## TASK DESCRIPTION:
Below are some records. Copy every line in them that holds "this".

Front-end source files:

# # # #

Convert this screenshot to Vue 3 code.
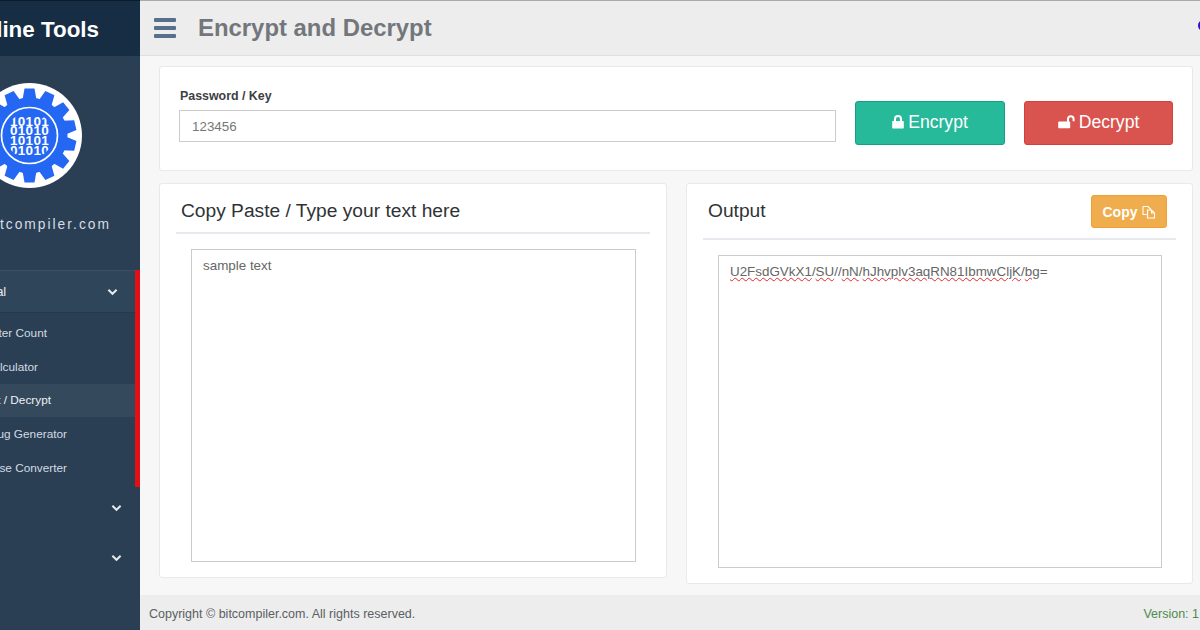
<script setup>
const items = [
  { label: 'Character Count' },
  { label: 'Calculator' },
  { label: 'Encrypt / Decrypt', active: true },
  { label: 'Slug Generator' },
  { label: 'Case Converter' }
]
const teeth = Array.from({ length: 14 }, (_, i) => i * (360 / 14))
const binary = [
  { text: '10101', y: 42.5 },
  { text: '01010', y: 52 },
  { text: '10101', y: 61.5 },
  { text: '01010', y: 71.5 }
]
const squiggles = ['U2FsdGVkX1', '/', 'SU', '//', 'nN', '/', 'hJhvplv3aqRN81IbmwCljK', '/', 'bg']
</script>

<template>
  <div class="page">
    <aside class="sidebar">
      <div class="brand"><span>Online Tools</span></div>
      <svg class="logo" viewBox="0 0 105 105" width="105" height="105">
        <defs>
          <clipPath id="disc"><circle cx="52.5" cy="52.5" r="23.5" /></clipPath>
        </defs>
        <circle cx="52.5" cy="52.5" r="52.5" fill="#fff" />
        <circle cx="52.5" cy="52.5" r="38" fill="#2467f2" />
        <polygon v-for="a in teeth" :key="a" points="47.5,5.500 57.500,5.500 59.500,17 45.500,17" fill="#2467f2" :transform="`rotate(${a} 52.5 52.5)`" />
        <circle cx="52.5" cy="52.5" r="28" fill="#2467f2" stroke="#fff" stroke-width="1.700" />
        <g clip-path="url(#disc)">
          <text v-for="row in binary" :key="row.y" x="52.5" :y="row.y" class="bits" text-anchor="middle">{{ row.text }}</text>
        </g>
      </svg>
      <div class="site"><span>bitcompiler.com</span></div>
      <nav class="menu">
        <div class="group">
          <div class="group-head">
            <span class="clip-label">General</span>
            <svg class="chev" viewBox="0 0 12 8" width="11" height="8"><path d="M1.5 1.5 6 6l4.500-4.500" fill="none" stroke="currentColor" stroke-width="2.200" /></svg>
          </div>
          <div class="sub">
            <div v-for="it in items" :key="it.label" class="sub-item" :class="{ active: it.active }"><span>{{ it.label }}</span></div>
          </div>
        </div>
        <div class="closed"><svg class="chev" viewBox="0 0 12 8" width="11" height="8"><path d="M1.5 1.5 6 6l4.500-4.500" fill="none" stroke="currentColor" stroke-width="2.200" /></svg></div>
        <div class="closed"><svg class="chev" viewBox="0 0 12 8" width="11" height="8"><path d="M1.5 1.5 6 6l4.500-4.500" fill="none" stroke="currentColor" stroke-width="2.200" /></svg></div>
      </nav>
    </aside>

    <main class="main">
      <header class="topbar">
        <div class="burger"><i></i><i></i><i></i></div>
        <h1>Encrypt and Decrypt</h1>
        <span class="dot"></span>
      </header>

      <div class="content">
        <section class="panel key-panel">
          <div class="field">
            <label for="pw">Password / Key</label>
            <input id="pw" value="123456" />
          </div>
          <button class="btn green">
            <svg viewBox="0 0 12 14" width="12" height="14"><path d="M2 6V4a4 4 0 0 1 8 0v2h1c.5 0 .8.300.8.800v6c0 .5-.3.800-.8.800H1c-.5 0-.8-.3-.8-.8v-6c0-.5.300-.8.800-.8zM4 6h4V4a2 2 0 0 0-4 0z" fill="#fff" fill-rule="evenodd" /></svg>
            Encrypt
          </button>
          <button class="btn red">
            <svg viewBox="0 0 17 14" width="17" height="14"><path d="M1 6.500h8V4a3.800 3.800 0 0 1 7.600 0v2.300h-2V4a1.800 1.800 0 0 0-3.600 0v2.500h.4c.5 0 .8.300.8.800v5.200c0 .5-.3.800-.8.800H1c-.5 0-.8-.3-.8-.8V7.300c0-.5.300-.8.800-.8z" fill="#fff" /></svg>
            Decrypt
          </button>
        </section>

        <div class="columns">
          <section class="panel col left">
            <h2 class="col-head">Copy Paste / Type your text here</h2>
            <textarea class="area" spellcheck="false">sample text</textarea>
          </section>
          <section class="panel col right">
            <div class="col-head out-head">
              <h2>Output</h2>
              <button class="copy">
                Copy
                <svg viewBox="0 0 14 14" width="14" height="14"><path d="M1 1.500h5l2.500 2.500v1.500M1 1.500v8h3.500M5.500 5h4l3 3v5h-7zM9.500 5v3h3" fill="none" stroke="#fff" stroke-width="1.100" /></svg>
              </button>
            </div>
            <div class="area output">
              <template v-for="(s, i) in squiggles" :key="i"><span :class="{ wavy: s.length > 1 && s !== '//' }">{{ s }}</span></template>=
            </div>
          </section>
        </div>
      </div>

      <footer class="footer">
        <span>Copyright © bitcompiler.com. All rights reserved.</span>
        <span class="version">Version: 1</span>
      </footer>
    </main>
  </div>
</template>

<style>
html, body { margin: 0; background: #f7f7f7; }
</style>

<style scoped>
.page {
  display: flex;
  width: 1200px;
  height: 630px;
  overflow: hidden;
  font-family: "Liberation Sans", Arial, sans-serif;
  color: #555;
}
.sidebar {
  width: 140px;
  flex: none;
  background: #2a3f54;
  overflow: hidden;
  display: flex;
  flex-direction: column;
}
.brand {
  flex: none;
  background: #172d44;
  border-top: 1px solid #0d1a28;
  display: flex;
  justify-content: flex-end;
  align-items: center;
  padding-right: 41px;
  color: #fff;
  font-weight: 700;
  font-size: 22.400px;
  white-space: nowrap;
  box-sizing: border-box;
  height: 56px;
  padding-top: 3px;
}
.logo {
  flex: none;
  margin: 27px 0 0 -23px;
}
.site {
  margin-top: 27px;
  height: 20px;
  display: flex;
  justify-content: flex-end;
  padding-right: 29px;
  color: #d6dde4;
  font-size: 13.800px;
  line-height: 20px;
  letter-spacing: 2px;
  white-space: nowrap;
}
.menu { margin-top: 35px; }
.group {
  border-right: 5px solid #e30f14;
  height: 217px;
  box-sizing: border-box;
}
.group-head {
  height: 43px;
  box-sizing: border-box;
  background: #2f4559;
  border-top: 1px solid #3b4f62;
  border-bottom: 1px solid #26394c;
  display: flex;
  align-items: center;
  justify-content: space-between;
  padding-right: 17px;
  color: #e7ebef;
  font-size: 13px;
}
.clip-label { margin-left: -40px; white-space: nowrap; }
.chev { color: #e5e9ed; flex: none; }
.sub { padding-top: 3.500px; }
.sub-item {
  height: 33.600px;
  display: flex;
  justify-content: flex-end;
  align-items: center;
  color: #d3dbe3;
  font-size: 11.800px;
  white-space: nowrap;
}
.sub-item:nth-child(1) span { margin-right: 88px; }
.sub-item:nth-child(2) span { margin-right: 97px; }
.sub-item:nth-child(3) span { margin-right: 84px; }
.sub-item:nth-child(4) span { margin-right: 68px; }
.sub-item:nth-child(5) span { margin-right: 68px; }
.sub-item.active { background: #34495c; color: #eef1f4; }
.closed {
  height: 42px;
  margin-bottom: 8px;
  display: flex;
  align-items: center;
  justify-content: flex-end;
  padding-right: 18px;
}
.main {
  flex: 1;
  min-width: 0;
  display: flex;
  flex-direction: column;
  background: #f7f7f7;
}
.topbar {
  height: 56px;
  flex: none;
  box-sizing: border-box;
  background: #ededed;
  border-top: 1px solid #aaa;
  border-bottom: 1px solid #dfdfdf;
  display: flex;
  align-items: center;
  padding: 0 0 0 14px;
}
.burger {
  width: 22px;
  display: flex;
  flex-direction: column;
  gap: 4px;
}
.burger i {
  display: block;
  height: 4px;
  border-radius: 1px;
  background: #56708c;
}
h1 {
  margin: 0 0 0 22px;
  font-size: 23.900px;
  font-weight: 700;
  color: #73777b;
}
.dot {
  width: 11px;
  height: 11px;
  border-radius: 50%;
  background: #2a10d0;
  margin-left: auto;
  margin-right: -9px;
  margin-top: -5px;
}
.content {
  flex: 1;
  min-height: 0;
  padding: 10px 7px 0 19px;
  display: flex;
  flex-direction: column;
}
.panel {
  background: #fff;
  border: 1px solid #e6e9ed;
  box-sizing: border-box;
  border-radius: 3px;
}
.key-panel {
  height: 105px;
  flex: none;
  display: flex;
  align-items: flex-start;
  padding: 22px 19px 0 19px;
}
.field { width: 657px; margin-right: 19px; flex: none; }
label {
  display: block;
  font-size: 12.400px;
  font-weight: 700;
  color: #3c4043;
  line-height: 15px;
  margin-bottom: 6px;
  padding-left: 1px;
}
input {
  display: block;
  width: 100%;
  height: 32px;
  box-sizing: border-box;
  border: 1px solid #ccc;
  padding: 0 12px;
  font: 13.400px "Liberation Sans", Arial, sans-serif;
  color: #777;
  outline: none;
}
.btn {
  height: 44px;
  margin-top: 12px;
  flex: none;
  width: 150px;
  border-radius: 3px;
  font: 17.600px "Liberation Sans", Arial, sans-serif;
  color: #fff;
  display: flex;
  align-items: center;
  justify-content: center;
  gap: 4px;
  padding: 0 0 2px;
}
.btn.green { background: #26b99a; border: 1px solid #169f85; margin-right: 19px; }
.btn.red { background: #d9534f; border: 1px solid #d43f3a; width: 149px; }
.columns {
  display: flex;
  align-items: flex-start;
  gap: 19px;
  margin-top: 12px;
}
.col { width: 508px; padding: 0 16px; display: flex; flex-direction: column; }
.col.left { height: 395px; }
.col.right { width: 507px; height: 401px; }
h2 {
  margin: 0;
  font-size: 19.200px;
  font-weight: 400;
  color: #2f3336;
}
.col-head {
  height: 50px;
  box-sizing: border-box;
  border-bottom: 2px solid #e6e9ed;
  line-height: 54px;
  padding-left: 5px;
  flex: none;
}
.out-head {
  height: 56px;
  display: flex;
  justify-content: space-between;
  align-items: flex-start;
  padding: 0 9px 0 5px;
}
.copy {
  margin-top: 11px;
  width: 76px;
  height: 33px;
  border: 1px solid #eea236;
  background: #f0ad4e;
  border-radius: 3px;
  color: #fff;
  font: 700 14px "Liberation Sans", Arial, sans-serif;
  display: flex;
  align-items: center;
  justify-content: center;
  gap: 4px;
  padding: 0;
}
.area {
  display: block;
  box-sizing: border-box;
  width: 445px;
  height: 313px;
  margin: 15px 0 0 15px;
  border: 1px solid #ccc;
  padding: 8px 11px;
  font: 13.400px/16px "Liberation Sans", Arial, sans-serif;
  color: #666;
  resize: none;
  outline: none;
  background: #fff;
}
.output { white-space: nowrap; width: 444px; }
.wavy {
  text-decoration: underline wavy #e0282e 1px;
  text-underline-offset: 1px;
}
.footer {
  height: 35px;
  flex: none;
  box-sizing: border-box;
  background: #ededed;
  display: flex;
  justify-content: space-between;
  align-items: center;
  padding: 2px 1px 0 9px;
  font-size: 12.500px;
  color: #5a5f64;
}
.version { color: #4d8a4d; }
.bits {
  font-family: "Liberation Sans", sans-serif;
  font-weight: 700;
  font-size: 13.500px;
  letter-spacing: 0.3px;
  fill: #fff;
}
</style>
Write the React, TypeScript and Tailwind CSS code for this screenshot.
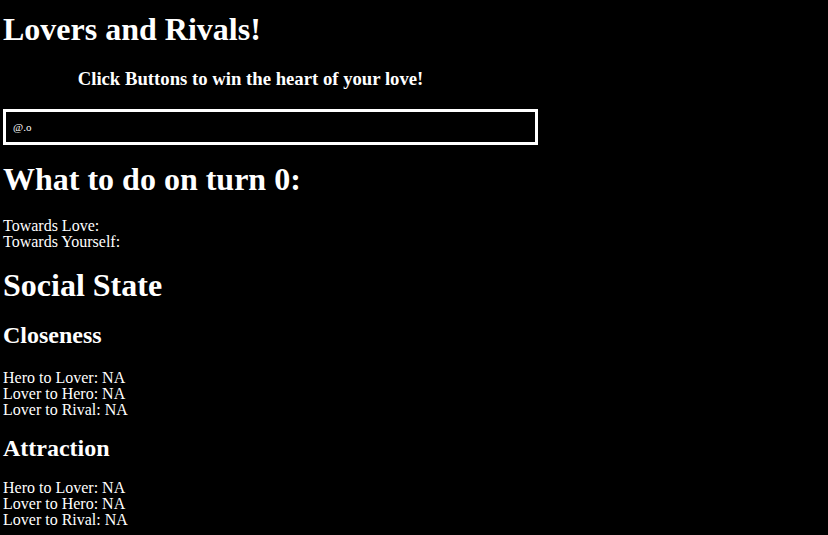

# # # #

## REPLY TO THE EXERCISE:
Convert this screenshot to Vue 3 code.
Write the React, TypeScript and Tailwind CSS code for this screenshot.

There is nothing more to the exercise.